Traditionalisten und Erneuerer
Um dem Jammertal der demoskopischen Bedeutungslosigkeit entfliehen zu können, ist die Beschäftigung mit den eigenen Sitten und Gebräuchen unabdingbar. Gleich zu Beginn des Parteitages wurde aber auch entlang von Sachthemen diskutiert. Dabei wurde die Spaltung in Traditionalisten und Erneuerer deutlich. Erstere abarbeiten sich immer noch an der Agenda 2010 ab.
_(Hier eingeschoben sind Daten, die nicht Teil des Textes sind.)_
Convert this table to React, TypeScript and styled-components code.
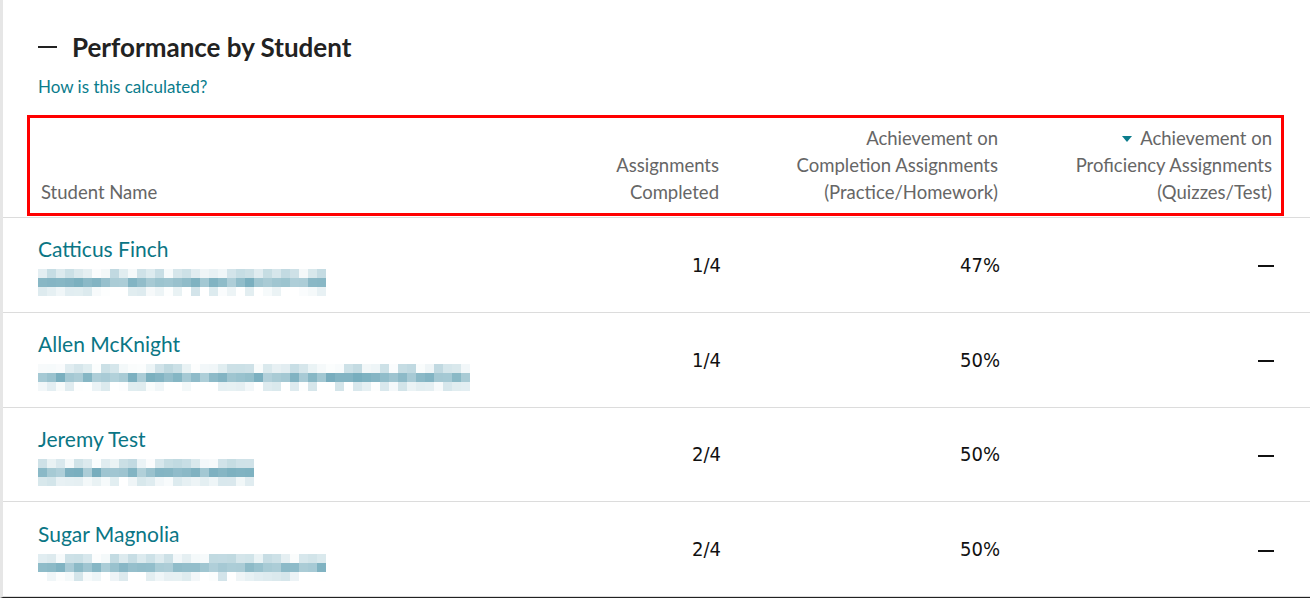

Sie machen in dem markt-liberalen Teufelsding von Brioni-Schröder den Punkt aus, an dem die Partei ihre Seele verloren hat und wollen diese Wunde heilen.
Pause im Saal des Düsseldorfer SPD-Parteitags – die Antragskommission tagt.
Beispiele: Die Arbeitsgeber sollen verpflichtet werden, mehr in die Arbeitslosenversicherung einzuzahlen, damit prekär Beschäftigte länger als zwölf Monate daraus bezahlt werden können. Und: Für die digitalen Mini-Jobber und Selbstständigen soll eine Krankenversicherung nach dem Vorbild der Künstlersozialkasse geschaffen werden.
Digitale Zukunft
Die Erneuerer drängen stattdessen darauf, über die Zukunft zu reden. Über Digitalisierung und wie sie unser Leben, unsere Arbeit, unsere Mobilität verändert. Immer mit einer Anbindung an den Datenschutz – denn Sozialdemokraten laufen nun mal nicht blindlings dem Fortschritt hinterher.